VOA Director John Hughes (1982)
VOA Director John Hughes (1982)

Pulitzer Prize-winning journalist John Hughes served as Director from March through August 1982. Born in Wales and raised in London during the blitz bombings of World War II, Hughes started out as a reporter at the age of 16 in Durban, South Africa. He worked his way through a number of newspapers and in 1955 achieved his goal of a position with The Christian Science Monitor. After about six years, Hughes was named Nieman Fellow at Harvard University, then returning to the Monitor which sent him to Asia as a correspondent for six years. His reporting on the attempted Communist coup in Indonesia in 1965 and the violent purge that followed earned him the 1967 Pulitzer Prize for International Reporting.

After then serving as Editor and Manager of the Monitor, Hughes retired to purchase and run five weekly newspapers in Massachusetts for several years.
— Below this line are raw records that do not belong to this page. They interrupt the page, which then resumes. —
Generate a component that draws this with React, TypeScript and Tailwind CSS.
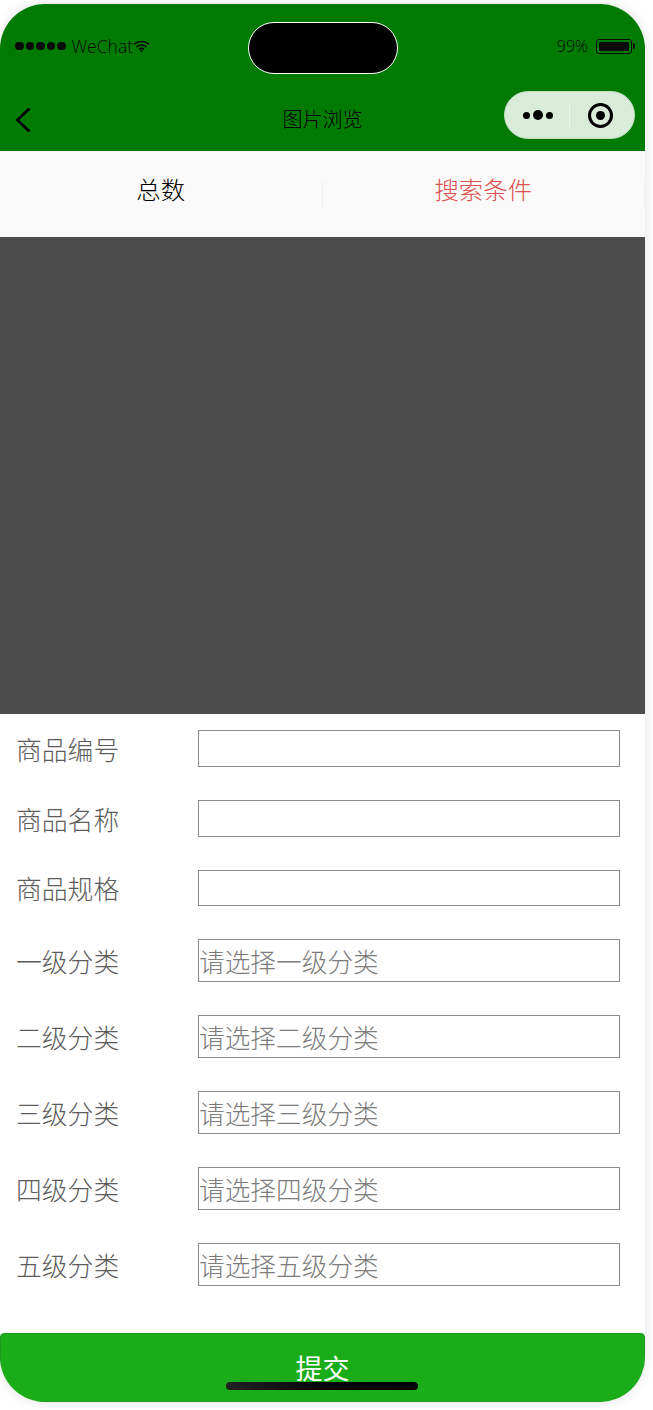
import React from 'react';

const cjk = 'font-["Noto_Sans_CJK_SC","Noto_Sans",sans-serif]';

const TextRow = ({ label, className }: { label: string; className: string }) => (
  <div className={`flex items-center pl-4 pr-[25px] ${className}`}>
    <span className="w-[182px] shrink-0 text-[25.8px] leading-none font-light text-[#5c5c5c]">{label}</span>
    <div className="h-full flex-1 border border-[#8a8a8a]" />
  </div>
);

const SelectRow = ({ label, hint }: { label: string; hint: string }) => (
  <div className="flex h-[43px] items-center pl-4 pr-[25px]">
    <span className="w-[182px] shrink-0 text-[25.8px] leading-none font-light text-[#5c5c5c]">{label}</span>
    <div className="flex h-full flex-1 items-center border border-[#8a8a8a] text-[25.7px] leading-none font-light text-[#7c7c7c]">
      {hint}
    </div>
  </div>
);

const Wifi = () => (
  <svg width="17" height="13" viewBox="0 0 17 13" fill="none" stroke="#0a0a0a" strokeWidth="1.7">
    <path d="M1 4.2C5.2 .6 11.8 .6 16 4.2" />
    <path d="M3.5 6.8C6.2 4.6 10.8 4.6 13.5 6.8" />
    <path d="M6 9.2C7.4 8.2 9.6 8.2 11 9.2" />
    <path d="M8.5 12.6 6.8 10.6C7.8 10 9.2 10 10.2 10.6Z" fill="#0a0a0a" stroke="none" />
  </svg>
);

const StatusBar = () => (
  <div className="flex h-[80px] items-start justify-between pl-[15px] pr-[10px] pt-[33px] text-[#0a0a0a]">
    <div className="flex items-center">
      <div className="flex gap-[2px]">
        {[0, 1, 2, 3, 4].map((i) => (
          <span key={i} className="h-[8.5px] w-[8.5px] rounded-full bg-[#0a0a0a]" />
        ))}
      </div>
      <span className="ml-[6px] font-['Open_Sans'] text-[17.5px] leading-[18px] font-light">WeChat</span>
      <Wifi />
    </div>
    <div className="flex items-center">
      <span className="font-['Open_Sans'] text-[16px] leading-[18px] font-light">99%</span>
      <div className="ml-[8px] flex h-[15px] w-[36px] items-center rounded-[3px] border border-[#0a0a0a] p-[2px]">
        <div className="h-full w-full rounded-[1px] bg-[#0a0a0a]" />
      </div>
      <div className="ml-[1px] h-[6px] w-[2px] rounded-r-sm bg-[#0a0a0a]" />
    </div>
  </div>
);

const NavBar = () => (
  <div className="relative flex h-[67px] items-start justify-between pl-[15px] pr-[10px]">
    <svg className="mt-[23px]" width="16" height="26" viewBox="0 0 16 26" fill="none" stroke="#000" strokeWidth="2.8">
      <path d="M14.5 1.5 2.5 13l12 11.5" />
    </svg>
    <span className="absolute top-[22px] left-0 w-full text-center text-[20px] leading-[26px] font-light text-black">图片浏览</span>
    <div className="relative mt-[7px] flex h-[48px] w-[131px] items-center rounded-full border border-[#c4dcc4] bg-[#d8ecd8]">
      <div className="flex w-[64px] items-center justify-center gap-[3px] pl-[1px]">
        <span className="h-[7px] w-[7px] rounded-full bg-black" />
        <span className="h-[10px] w-[10px] rounded-full bg-black" />
        <span className="h-[7px] w-[7px] rounded-full bg-black" />
      </div>
      <div className="h-[26px] w-px bg-[#e8f4e8]" />
      <div className="flex flex-1 items-center justify-center pr-[3px]">
        <div className="flex h-[25px] w-[25px] items-center justify-center rounded-full border-[3px] border-black">
          <span className="h-[9px] w-[9px] rounded-full bg-black" />
        </div>
      </div>
    </div>
  </div>
);

const Tabs = () => (
  <div className="flex h-[86px] items-center bg-[#f9f9f9] text-[24.4px] leading-none font-light">
    <div className="flex h-[26px] flex-1 items-center justify-center border-r border-[#eeeeee] pb-[10px] text-black">总数</div>
    <div className="flex h-[26px] flex-1 items-center justify-center border-r border-[#f2f2f2] pb-[10px] text-[#dd4f4f]">搜索条件</div>
  </div>
);

export default function App() {
  return (
    <div className={`h-[1410px] w-[653px] overflow-hidden bg-white pt-1 ${cjk}`}>
      <div className="relative flex h-[1398px] w-[645px] flex-col overflow-hidden rounded-[45px] bg-white shadow-[0_0_12px_rgba(0,0,0,0.12)]">
        <div className="bg-[#007a00]">
          <StatusBar />
          <NavBar />
        </div>
        <Tabs />
        <div className="h-[477px] bg-[#4c4c4c]" />
        <div className="flex flex-col pt-4">
          <TextRow label="商品编号" className="h-[37px]" />
          <TextRow label="商品名称" className="mt-[33px] h-[37px]" />
          <TextRow label="商品规格" className="mt-[33px] h-[36px]" />
          <div className="mt-[33px] flex flex-col gap-[33px]">
            <SelectRow label="一级分类" hint="请选择一级分类" />
            <SelectRow label="二级分类" hint="请选择二级分类" />
            <SelectRow label="三级分类" hint="请选择三级分类" />
            <SelectRow label="四级分类" hint="请选择四级分类" />
            <SelectRow label="五级分类" hint="请选择五级分类" />
          </div>
        </div>
        <button className="mt-auto flex h-[69px] w-full justify-center rounded-t-[4px] border border-[#1a9a1a] bg-[#1aad19] pt-[16px] text-[27px] leading-[36px] text-white">
          提交
        </button>
        {/* dynamic island and home bar sit over the page */}
        <div className="absolute top-[18px] left-[248px] h-[52px] w-[150px] rounded-full border border-white bg-black" />
        <div className="absolute bottom-[12px] left-[226px] h-[8px] w-[192px] rounded-full bg-gradient-to-r from-[#222222] to-black" />
      </div>
    </div>
  );
}
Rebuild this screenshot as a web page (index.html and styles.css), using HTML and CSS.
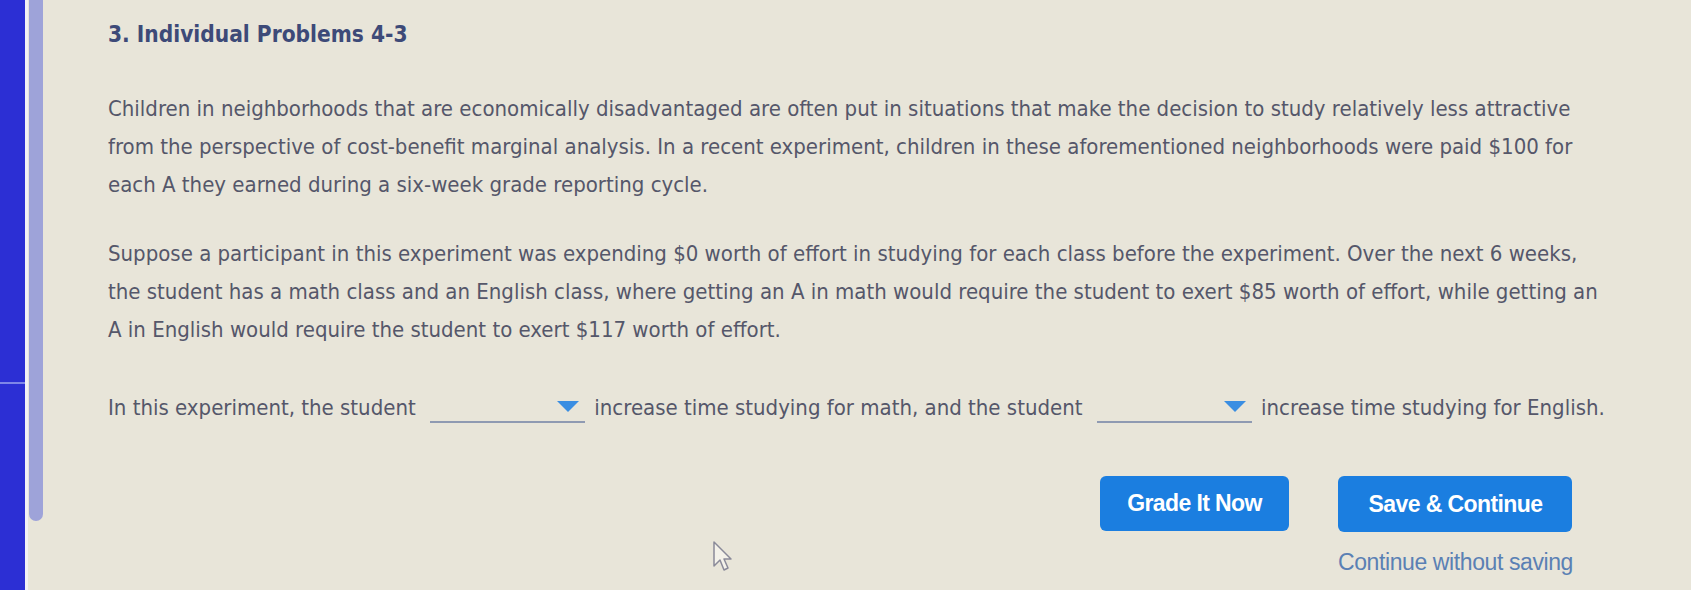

He moved to Washington, DC in 1981 to work in the Reagan administration, first as Associate Director of the United States Information Agency then as Director of VOA. Shortly afterward, when asked by Secretary of State George Shultz to be State Department spokesman and Assistant Secretary of State for Public Affairs, he moved to that position where he served for two and a half years.

After leaving the State Department, Hughes worked in a wide variety of capacities, including a shortwave radio program, advisory positions, Assistant Secretary General and Director of Communications at the United Nations, and consultant then editor of Utah’s Deseret News. Before his passing in 2022, he had been a professor/professor emeritus in the Communications Department of Brigham Young University since 2007.